院長コラム

2020.06.25

新型コロナ感染症と飛沫感染

最近また新型コロナウイルスの感染者のクラスターが問題になっているようです。夜のお店とカラオケが感染源になっているようですが、共通点は飛沫です。飛沫の中にウイルスが多く含まれていることは以前から知られていることです。不特定多数の方がマスクもしないで、フィジカルディスタンシングとしての距離を取らない環境で飛沫を飛ばしていれば感染するリスクが高いことが証明されたことになりました。欧米では2mと言われている距離も、ハグやキスの習慣がない日本では、お互いにマスクをしていれば1mでも良いと言われていることを考え、新しい生活様式を構築していく必要がありそうです。不飲食店やカラオケ店の中ではしっかり対策をしているところもありますから、こういう報道があることで全てがダメと思われてしまうことに落胆する関係者も多いと思いますので、提供する側も使用する側も気をつける必要があるようです。そう考えるとマスクをすることもなく、距離も取っていない家庭内の感染が心配になりるかと思います。

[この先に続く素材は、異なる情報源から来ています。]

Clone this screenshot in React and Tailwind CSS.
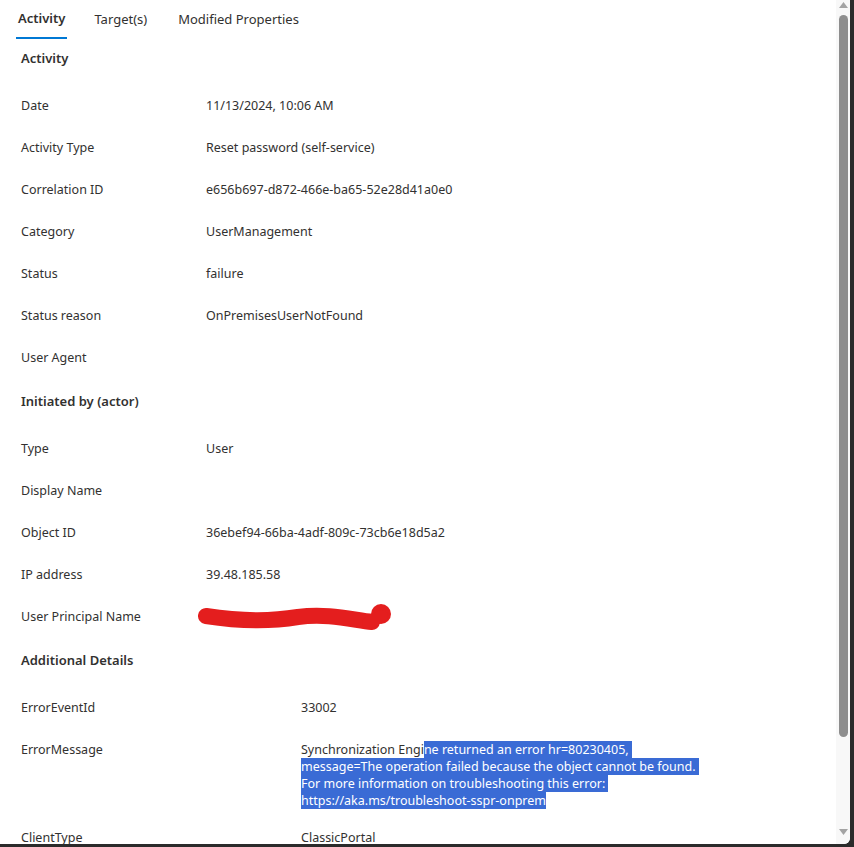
import React from "react";

const font = { fontFamily: '"Noto Sans", "Segoe UI", sans-serif' };

function Heading({ children, first }) {
  return (
    <div
      className={`${first ? "pt-[9px]" : "pt-[12px]"} pb-[17px] text-[13px] leading-[20px] font-semibold text-[#323130]`}
    >
      {children}
    </div>
  );
}

function Row({ label, value, wide, children, className = "" }) {
  return (
    <div className={`relative flex min-h-[42px] pt-[12px] pb-[13px] text-[12.5px] leading-[17px] text-[#323130] ${className}`}>
      <div className={`${wide ? "w-[280px]" : "w-[185px]"} shrink-0`}>{label}</div>
      <div className="flex-1">{children ?? value}</div>
    </div>
  );
}

const hl = "inline-block bg-[#3a6bd5] text-white whitespace-pre";

export default function App() {
  return (
    <div className="w-[854px] h-[847px] bg-[#2b2b2b] overflow-hidden" style={font}>
      <div className="flex w-[850px] h-[844px] bg-white rounded-br-[6px] overflow-hidden">
        <div className="flex-1 min-w-0 overflow-hidden">
          {/* Tabs */}
          <div className="flex h-[39px] pl-[16px] text-[13px] text-[#323130]">
            <div className="h-[39px] px-[2px] pt-[1px] flex items-center border-b-2 border-[#0078d4] font-semibold">
              Activity
            </div>
            <div className="h-[39px] ml-[25px] px-[2px] pt-[1px] flex items-center">Target(s)</div>
            <div className="h-[39px] ml-[27px] px-[2px] pt-[1px] flex items-center">Modified Properties</div>
          </div>

          <div className="pl-[21px]">
            <Heading first>Activity</Heading>
            <Row label="Date" value="11/13/2024, 10:06 AM" />
            <Row label="Activity Type" value="Reset password (self-service)" />
            <Row label="Correlation ID" value="e656b697-d872-466e-ba65-52e28d41a0e0" />
            <Row label="Category" value="UserManagement" />
            <Row label="Status" value="failure" />
            <Row label="Status reason" value="OnPremisesUserNotFound" />
            <Row label="User Agent" value="" />

            <Heading>Initiated by (actor)</Heading>
            <Row label="Type" value="User" />
            <Row label="Display Name" value="" />
            <Row label="Object ID" value="36ebef94-66ba-4adf-809c-73cb6e18d5a2" />
            <Row label="IP address" value="39.48.185.58" />
            <Row label="User Principal Name">
              <svg
                className="absolute left-[177px] top-[8px]"
                width="200"
                height="32"
                viewBox="0 0 200 32"
              >
                <path
                  d="M8 12 C 40 17, 70 18, 100 13 C 130 9, 155 16, 174 18"
                  fill="none"
                  stroke="#e41e1e"
                  strokeWidth="16"
                  strokeLinecap="round"
                />
                <circle cx="183" cy="10" r="10" fill="#e41e1e" />
                <path d="M170 19 L 184 12" stroke="#e41e1e" strokeWidth="12" strokeLinecap="round" />
              </svg>
            </Row>

            <Heading>Additional Details</Heading>
            <Row wide label="ErrorEventId" value="33002" />
            <Row wide label="ErrorMessage" className="!pb-[8px]">
              <div>
                Synchronization Engi<span className={hl}>{"ne returned an error hr=80230405, "}</span>
              </div>
              <div>
                <span className={hl}>{"message=The operation failed because the object cannot be found. "}</span>
              </div>
              <div>
                <span className={hl}>{"For more information on troubleshooting this error: "}</span>
              </div>
              <div>
                <span className={hl}>{"https://aka.ms/troubleshoot-sspr-onprem"}</span>
              </div>
            </Row>
            <Row wide label="ClientType" value="ClassicPortal" />
          </div>
        </div>

        {/* Scrollbar */}
        <div className="w-[14px] shrink-0 bg-[#f8f8f8] flex flex-col items-center">
          <svg className="mt-[2px]" width="9" height="6" viewBox="0 0 9 6">
            <path d="M4.5 0 L9 6 L0 6 Z" fill="#a3a3a3" />
          </svg>
          <div className="mt-[7px] w-[9px] h-[722px] rounded-full bg-[#8e8e8e]" />
          <div className="flex-1" />
          <svg className="mb-[9px]" width="9" height="6" viewBox="0 0 9 6">
            <path d="M0 0 L9 0 L4.5 6 Z" fill="#a3a3a3" />
          </svg>
        </div>
      </div>
    </div>
  );
}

最近、新型コロナウイルスの家庭内感染率に関する研究結果が医学誌のランセット(The Lancet)に発表されました。中国と米国の研究者は、新型コロナウイルス感染症患者350人と濃厚接触者約2000人に関するデータを研究した結果、同居していない相手にウイルスが感染する確率は平均2.4%なのに対し、同居者の場合は17.1%と約7倍に跳ね上がることが分かりました。また、家庭内感染が起こる確率は60歳以上で最も高く、20歳以下で最も低かったと報告されています。そして、無症状の感染者から家族や同居人への感染率が39%と、発症後に比べて非常に高いことも分かりました。

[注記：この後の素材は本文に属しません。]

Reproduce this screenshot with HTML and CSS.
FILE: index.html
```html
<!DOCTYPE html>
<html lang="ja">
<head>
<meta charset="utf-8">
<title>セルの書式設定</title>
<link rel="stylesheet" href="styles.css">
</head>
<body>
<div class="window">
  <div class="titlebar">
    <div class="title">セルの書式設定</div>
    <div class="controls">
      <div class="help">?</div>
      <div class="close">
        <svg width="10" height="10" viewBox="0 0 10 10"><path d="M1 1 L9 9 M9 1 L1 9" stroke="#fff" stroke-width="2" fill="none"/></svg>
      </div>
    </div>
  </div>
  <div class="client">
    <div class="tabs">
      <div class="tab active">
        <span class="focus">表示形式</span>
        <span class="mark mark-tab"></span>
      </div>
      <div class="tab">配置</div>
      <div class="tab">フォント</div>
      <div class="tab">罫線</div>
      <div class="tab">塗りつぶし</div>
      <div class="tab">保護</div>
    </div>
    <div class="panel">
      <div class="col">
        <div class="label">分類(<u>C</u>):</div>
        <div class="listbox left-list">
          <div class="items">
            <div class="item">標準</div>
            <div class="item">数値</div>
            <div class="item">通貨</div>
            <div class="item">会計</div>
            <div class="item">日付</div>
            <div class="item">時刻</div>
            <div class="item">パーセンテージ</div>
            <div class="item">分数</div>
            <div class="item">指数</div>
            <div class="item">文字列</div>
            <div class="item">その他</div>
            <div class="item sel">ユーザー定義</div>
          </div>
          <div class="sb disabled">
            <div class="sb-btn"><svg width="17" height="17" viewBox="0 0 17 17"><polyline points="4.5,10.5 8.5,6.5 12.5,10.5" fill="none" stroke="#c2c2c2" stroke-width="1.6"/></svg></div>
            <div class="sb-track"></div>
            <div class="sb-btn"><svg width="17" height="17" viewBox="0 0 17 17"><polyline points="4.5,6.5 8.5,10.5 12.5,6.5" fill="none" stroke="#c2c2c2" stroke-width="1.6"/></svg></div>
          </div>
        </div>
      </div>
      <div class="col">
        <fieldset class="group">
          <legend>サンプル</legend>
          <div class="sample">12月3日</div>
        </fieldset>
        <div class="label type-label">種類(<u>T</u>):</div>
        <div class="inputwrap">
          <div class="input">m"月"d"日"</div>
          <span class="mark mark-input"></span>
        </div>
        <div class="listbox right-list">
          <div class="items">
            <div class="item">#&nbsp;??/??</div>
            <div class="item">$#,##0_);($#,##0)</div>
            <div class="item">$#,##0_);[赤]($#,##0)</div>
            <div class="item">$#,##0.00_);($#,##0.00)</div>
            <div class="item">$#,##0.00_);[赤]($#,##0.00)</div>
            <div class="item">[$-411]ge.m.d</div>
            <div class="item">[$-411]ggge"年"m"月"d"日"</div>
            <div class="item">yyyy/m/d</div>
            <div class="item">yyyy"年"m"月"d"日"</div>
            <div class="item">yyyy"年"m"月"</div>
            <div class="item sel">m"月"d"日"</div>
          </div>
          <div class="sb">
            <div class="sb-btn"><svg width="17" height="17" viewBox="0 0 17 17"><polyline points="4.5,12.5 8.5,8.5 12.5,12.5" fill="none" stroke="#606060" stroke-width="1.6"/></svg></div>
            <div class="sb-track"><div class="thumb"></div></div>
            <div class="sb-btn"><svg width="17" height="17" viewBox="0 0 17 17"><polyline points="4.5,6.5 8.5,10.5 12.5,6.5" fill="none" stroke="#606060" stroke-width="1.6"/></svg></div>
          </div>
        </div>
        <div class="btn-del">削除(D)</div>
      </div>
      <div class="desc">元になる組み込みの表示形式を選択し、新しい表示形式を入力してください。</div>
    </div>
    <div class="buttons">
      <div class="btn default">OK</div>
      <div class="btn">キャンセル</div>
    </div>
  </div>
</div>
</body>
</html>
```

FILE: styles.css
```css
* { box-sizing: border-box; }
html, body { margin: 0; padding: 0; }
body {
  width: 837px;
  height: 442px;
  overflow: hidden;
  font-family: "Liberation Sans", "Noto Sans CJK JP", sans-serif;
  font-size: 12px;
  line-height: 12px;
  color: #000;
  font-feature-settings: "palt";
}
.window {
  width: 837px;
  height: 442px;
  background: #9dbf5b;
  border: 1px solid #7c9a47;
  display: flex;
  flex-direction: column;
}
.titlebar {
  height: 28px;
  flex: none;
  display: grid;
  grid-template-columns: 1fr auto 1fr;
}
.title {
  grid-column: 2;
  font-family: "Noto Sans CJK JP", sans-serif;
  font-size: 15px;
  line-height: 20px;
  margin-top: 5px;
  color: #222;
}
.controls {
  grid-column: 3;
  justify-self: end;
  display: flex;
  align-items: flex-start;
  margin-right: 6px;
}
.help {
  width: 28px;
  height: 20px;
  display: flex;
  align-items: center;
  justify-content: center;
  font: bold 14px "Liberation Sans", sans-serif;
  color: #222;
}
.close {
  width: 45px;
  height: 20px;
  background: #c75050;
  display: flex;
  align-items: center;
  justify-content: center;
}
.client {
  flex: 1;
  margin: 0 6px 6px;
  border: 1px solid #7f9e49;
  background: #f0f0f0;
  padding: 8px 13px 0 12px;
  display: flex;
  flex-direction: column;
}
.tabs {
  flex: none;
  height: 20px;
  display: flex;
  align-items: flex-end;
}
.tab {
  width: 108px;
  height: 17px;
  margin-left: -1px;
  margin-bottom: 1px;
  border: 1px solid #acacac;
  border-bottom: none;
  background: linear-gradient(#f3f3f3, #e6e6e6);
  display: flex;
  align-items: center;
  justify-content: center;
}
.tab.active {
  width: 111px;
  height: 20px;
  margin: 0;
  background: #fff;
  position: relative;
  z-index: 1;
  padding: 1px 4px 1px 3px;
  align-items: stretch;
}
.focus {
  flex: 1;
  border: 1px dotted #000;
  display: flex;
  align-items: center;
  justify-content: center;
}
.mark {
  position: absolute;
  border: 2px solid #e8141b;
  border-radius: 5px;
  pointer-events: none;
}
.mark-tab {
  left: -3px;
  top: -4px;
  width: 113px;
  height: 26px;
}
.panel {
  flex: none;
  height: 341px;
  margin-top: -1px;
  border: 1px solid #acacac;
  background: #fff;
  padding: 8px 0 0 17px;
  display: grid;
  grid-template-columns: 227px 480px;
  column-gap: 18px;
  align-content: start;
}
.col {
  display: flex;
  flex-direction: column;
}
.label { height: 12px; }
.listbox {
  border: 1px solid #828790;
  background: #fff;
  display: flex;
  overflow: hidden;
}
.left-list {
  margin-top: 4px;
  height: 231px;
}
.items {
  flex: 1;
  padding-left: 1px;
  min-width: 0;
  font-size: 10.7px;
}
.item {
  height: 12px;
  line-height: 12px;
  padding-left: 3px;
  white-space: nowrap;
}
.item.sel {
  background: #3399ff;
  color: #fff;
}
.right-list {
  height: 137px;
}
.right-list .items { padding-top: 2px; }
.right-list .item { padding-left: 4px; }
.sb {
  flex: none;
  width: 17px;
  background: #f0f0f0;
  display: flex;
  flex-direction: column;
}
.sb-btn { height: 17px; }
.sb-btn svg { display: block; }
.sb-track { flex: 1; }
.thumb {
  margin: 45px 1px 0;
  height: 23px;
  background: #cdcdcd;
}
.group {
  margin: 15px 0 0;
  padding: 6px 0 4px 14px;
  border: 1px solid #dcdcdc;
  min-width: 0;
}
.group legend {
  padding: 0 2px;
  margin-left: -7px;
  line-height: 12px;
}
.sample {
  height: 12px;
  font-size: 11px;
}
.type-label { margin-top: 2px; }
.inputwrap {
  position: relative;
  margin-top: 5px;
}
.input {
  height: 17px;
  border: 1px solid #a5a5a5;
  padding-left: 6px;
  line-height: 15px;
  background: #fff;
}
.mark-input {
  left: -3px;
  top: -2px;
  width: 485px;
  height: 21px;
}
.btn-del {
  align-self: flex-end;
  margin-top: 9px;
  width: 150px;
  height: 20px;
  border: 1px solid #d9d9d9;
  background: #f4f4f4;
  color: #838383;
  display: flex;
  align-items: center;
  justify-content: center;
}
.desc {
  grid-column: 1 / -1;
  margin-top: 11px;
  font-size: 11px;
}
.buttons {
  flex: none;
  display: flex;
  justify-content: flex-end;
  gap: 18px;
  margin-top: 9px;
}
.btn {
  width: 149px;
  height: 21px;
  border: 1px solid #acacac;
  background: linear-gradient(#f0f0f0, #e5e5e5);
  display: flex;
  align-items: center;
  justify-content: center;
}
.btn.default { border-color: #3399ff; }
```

これらのことから、飲食店やカラオケ店で感染しても、症状がないので自宅でケアしないで生活することで家族に感染を広げてしまうリスクは低くないというこが予想できます。飲食店やカラオケ店など飛沫が飛び交うような環境には注意し、ご家庭に感染症を持ち込まないようにしましょう。今回カラオケ店で感染したのは高齢の方が多かったようでしたが…。